La dissonance cognitive opère aussi au-delà des questions tragiques où les humains font face à de colossales responsabilités. Il suffit d'écouter des dirigeants de l'opposition non seulement critiquer le gouvernement - c'est leur devoir - mais expliquer doctement ce qu'ils feraient à sa place. Et préparer leur retour. Le plus souvent évoqué, celui de Nicolas Sarkozy, laisse dubitatif. N'était-il pas au pouvoir il y a seulement deux ans ? Avec un bilan très négatif si l'on se fie aux statistiques économiques et aux affaires, et un programme non tenu puisqu'il est à nouveau proposé.

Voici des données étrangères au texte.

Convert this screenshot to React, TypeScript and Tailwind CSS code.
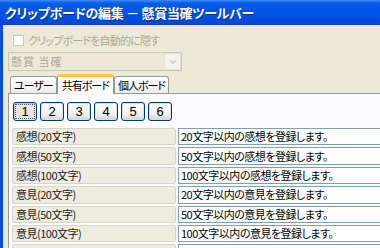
import { ChevronDown } from "lucide-react";

const rows = [
  { label: "感想(20文字)", value: "20文字以内の感想を登録します。" },
  { label: "感想(50文字)", value: "50文字以内の感想を登録します。" },
  { label: "感想(100文字)", value: "100文字以内の感想を登録します。" },
  { label: "意見(20文字)", value: "20文字以内の意見を登録します。" },
  { label: "意見(50文字)", value: "50文字以内の意見を登録します。" },
  { label: "意見(100文字)", value: "100文字以内の意見を登録します。" },
  { label: "", value: "" },
];

const jp = "font-['Noto_Sans_CJK_JP',sans-serif] [font-feature-settings:'palt']";

export default function App() {
  return (
    <div className={`w-[380px] h-[248px] overflow-hidden bg-[#ECE9D8] flex flex-col ${jp} text-[11px] leading-none tracking-[-0.5px]`}>
      {/* title bar */}
      <div className="h-[25px] shrink-0 flex items-center px-[5px] bg-[linear-gradient(#3d8cf7_0px,#0a5ce8_3px,#0055e5_12px,#0049d8_24px)] border-b border-[#0a40c8]">
        <span className="text-white font-bold text-[13px] tracking-[-0.3px] [text-shadow:1px_1px_0_#0a2a8a]">
          クリップボードの編集 － 懸賞当確ツールバー
        </span>
      </div>

      <div className="flex flex-1 min-w-0">
        <div className="w-[3px] bg-[#0a4fd6] shrink-0" />
        <div className="flex-1 min-w-0 flex flex-col pl-[5px]">
          {/* auto-hide checkbox */}
          <div className="flex items-center mt-[10px] ml-[5px] h-[11px]">
            <div className="w-[11px] h-[11px] border border-[#c9c7ba] bg-white" />
            <span className="ml-[4px] text-[#aca899] tracking-[-0.8px]">クリップボードを自動的に隠す</span>
          </div>

          {/* combo box */}
          <div className="mt-[6px] w-[174px] h-[19px] border border-[#c9c7ba] bg-[#ECE9D8] flex items-center">
            <span className="flex-1 pl-[2px] text-[#aca899] tracking-[1px]">懸賞 当確</span>
            <div className="w-[17px] h-[17px] bg-[#f3f2ec] border border-[#e4e2d7] rounded-[2px] flex items-center justify-center">
              <ChevronDown className="w-[10px] h-[10px] text-[#c9c7ba]" strokeWidth={3} />
            </div>
          </div>

          {/* tabs */}
          <div className="mt-[3px] flex items-end h-[19px] pl-[2px] relative z-10">
            <div className="h-[17px] px-[3px] flex items-center border border-b-0 border-[#919b9c] rounded-t-[3px] bg-[linear-gradient(#ffffff,#ecebe6)] text-black tracking-[-1px]">
              ユーザー
            </div>
            <div className="h-[20px] px-[4px] flex items-center border-x border-[#919b9c] border-t-[3px] border-t-[#ffc83c] rounded-t-[3px] bg-[#fcfcfe] text-black -mb-[1px] relative tracking-[-1px]">
              共有ボード
            </div>
            <div className="h-[17px] px-[3px] flex items-center border border-b-0 border-[#919b9c] rounded-t-[3px] bg-[linear-gradient(#ffffff,#ecebe6)] text-black tracking-[-1px]">
              個人ボード
            </div>
          </div>

          {/* panel */}
          <div className="flex-1 min-w-0 bg-[#fcfcfe] border-l border-t border-[#919b9c] pl-[3px] overflow-hidden">
            <div className="flex gap-[3px] mt-[8px] ml-[1px]">
              {[1, 2, 3, 4, 5, 6].map((n) => (
                <div
                  key={n}
                  className={`w-[24px] h-[19px] rounded-[3px] border border-[#003c74] flex items-center justify-center font-['Liberation_Sans',sans-serif] text-[13px] text-black tracking-normal ${
                    n === 1
                      ? "bg-[#e5e4dd] shadow-[inset_1px_1px_0_#c8c6bc]"
                      : "bg-[linear-gradient(#ffffff,#f0efe9_70%,#d6d0c5)] shadow-[inset_0_0_0_1px_#cde0f8]"
                  }`}
                >
                  {n === 1 ? (
                    <span className="border border-dotted border-[#555] px-[5px] leading-[13px]">1</span>
                  ) : (
                    n
                  )}
                </div>
              ))}
            </div>

            <div className="mt-[6px] flex flex-col">
              {rows.map((r, i) => (
                <div key={i} className="flex h-[19.4px] items-stretch gap-[2px] py-[1px]">
                  <div className="w-[164px] shrink-0 bg-[#eeebdf] border border-[#d8d4c6] rounded-[2px] flex items-center pl-[3px] text-[#222]">
                    {r.label}
                  </div>
                  <div className="w-[240px] shrink-0 bg-white border border-[#7f9db9] flex items-center pl-[2px] text-black">
                    {r.value}
                  </div>
                </div>
              ))}
            </div>
          </div>
        </div>
      </div>
    </div>
  );
}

En somme, l'ancien président prétend aujourd'hui gouverner pour faire ce qu'il n'a pas fait au cours de son mandat. On serait tenté de mettre l'amnésie sur le compte de traits de caractères personnels. Mais son ancien « collaborateur » François Fillon semble atteint du même mal quand, devant la Thatcher Conference, think tank ultralibéral, il promet de mener une politique... ultralibérale. Cinq ans à Matignon ne lui ont pas suffi. Il faut donc des boucs émissaires : « Les médias sont très majoritairement à gauche. Et nos universités sont des foyers de marxisme » (Huffington Post, 19 juin 2014).

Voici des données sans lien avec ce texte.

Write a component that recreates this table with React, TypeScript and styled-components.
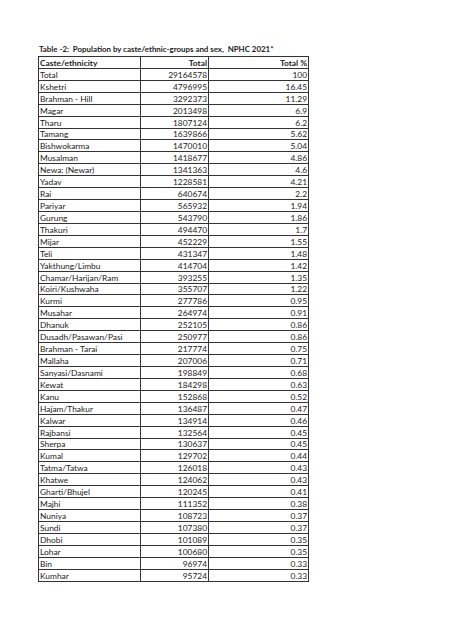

Parfait exemple de professionnel de la politique, François Fillon n'a jamais exercé d'autre métier puisqu'il fut assistant parlementaire dans la Sarthe dès sa sortie de l'université. Comme Nicolas Sarkozy, il aura trouvé dans la politique l'occasion de se venger des professeurs qui lui ont mis des mauvaises notes au cours de ses ternes études - sur Marx qu'il ne connaissait pas, ou tout autre sujet dont on imagine que la trépidante vie politique ne donne pas le temps d'approfondir. Au même moment, Nicolas Sarkozy montrait de l'audace (il est vrai que la conférence rémunérée était organisée par le cabinet Deloitte) en assurant : « la meilleure façon de combattre les extrémistes c'est de les laisser aller au pouvoir pour que les gens comprennent que, en plus de leur fanatisme, ils sont nuls. » (Nice Matin, 18 juin 2014). Sans doute l'orateur n'a-t-il jamais su qu'en 1933, ce même argument avait été utilisé par Franz von Papen pour convaincre le président maréchal Hindenburg de nommer chancelier Adolf Hitler.

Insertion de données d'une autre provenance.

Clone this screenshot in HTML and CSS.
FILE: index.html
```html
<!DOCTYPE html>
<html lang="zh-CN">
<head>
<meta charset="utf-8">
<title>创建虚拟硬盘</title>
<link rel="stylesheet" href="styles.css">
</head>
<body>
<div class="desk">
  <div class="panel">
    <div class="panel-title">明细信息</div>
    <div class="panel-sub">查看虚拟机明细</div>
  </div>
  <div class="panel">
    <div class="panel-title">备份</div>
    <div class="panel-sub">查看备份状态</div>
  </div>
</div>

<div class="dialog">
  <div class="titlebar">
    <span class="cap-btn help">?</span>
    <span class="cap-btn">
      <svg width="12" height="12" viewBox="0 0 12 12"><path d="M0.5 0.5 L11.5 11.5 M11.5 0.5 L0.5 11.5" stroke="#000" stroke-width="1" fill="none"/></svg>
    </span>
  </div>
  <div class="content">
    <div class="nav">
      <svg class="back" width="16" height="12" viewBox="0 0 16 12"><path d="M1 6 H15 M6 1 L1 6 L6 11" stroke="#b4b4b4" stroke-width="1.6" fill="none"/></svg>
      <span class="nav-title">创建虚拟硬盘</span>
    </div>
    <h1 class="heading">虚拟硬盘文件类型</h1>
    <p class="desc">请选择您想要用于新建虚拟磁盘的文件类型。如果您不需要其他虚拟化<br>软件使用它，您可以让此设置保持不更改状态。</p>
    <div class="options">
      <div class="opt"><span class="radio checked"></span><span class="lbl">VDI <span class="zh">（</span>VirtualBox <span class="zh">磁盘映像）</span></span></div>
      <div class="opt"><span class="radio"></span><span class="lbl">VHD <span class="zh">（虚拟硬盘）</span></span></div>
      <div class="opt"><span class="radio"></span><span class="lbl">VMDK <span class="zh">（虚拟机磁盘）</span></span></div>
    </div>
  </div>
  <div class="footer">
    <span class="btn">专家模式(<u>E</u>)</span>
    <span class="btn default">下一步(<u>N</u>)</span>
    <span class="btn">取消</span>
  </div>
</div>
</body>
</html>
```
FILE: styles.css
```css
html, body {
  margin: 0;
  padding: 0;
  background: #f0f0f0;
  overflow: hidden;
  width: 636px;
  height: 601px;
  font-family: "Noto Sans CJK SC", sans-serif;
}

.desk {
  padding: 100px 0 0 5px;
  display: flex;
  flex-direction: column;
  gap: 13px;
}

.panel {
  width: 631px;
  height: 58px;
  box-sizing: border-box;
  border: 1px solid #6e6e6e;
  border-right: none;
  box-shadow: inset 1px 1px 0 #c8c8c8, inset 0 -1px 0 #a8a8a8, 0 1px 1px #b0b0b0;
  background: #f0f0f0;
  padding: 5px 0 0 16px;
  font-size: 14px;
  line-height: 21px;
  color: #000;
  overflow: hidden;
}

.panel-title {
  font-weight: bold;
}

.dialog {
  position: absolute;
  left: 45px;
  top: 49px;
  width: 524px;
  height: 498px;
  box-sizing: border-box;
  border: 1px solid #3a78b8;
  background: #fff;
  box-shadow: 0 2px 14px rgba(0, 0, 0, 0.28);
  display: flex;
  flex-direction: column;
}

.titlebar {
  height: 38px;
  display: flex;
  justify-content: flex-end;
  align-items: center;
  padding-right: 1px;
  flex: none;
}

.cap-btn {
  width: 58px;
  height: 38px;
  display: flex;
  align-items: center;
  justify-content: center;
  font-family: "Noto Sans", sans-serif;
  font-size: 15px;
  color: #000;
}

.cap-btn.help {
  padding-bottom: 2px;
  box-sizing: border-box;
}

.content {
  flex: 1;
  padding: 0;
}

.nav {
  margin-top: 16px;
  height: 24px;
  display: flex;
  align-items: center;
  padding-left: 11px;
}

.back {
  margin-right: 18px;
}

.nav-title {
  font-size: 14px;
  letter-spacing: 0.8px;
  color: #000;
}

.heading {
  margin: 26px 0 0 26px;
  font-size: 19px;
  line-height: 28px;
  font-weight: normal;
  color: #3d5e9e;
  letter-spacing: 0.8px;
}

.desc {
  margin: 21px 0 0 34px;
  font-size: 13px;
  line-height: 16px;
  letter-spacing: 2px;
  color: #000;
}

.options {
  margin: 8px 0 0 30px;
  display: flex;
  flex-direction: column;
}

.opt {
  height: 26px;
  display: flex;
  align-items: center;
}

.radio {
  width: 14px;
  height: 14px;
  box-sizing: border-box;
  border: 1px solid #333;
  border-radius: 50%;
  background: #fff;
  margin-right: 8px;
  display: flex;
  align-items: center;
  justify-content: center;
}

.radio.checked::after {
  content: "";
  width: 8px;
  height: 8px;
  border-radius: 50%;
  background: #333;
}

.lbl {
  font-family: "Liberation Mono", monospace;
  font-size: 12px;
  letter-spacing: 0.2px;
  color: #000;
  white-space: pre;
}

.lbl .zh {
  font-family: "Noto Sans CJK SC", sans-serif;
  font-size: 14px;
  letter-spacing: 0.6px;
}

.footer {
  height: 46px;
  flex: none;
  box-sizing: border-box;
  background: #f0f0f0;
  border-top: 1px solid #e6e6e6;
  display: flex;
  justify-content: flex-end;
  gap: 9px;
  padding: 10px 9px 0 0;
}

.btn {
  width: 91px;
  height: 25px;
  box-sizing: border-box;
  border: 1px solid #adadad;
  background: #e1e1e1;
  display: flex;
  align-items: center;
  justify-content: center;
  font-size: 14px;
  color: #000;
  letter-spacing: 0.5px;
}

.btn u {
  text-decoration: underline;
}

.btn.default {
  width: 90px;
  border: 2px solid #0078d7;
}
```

Il n'est pas nécessaire de donner tant d'exemples de la mauvaise sélection du personnel politique que déplorait Max Weber dans un autre pays et dans un autre temps [5]. La médiocrité intellectuelle et morale d'une partie importante (la partie supérieure, semble-t-il), du personnel politique français, est dangereuse puisqu'elle conduit à ne pas comprendre ses échecs, à aligner les clichés et les incohérences. Bref, à persévérer.

Que dire encore de l'obstination de la politique néolibérale en France ? Il a suffi d'habiller de quelques équations mathématiques l'autorégulation par le marché pour faire oublier qu'il s'agissait là d'une autre forme de foi dans la providence qui résiste obstinément à la raison. La lecture de la presse depuis deux décennies suffit à convaincre que rien n'a changé dans les grandes orientations politiques. Il est toujours question de critères de convergence et de déficit inférieur à 3 % pour satisfaire les accords de Maastricht, de la nécessité de privatiser pour réaliser l'Europe de la concurrence, de réduction des dépenses de l'État pour équilibrer le budget, de baisse des impôts pour encourager l'entreprise. Si les mêmes buts continuent d'être affichés, c'est bien que quelque chose ne fonctionne pas depuis vingt ans. Au lieu de cela, on nous explique qu'il n'y a pas d'autre politique possible ! Que diront-ils nos dirigeants politiques si, par malheur (!), ils échouent ? A qui la faute ? Pas à eux, n'en doutons pas. Il y aura toujours des boucs émissaires : une conjoncture défavorable, le peuple rétif, l'université marxiste, la presse à gauche ou le manque de chance. Cela n'empêchera pas les responsables de chercher un placard doré à Bruxelles ou ailleurs, selon un paradoxe ancien dont se moquait Marc Bloch dans les circonstances tragiques de 1940, lorsqu'il remarquait que les chefs militaires vaincus recevaient le pouvoir « des mains du pays qu'ils n'ont pas su faire triompher [6] ». S'agissant des deux principaux personnages dont il parlait, Hindenburg et Pétain, le danger n'était pas surestimé.

Notes :

[1] Leon Festinger, Cognitive Dissonance, 1959.

[2] Leon Festinger, Hans Rieken, Stanley Schachter, L'échec d'une prophétie, PUF, 1993.

[3] Ibid., p. 1

[4] Faute de néocons et selon une conception dévoyée du pluralisme, la presse française lui donne parfois la parole pour justifier les massacres faits au nom du mensonge.

[5] Max Weber, Œuvres politiques (1895-1919), Paris, Albin Michel, 2004. Cf. Alain Garrigou, « La médiocrité du personnel politique occidental », in L'Etat du monde (sous la direction de B. Badie et D. Vidal), Paris, La Découverte, 2011.

[6] Marc Bloch, L'étrange défaite, Paris, Gallimard, 1990, p. 56.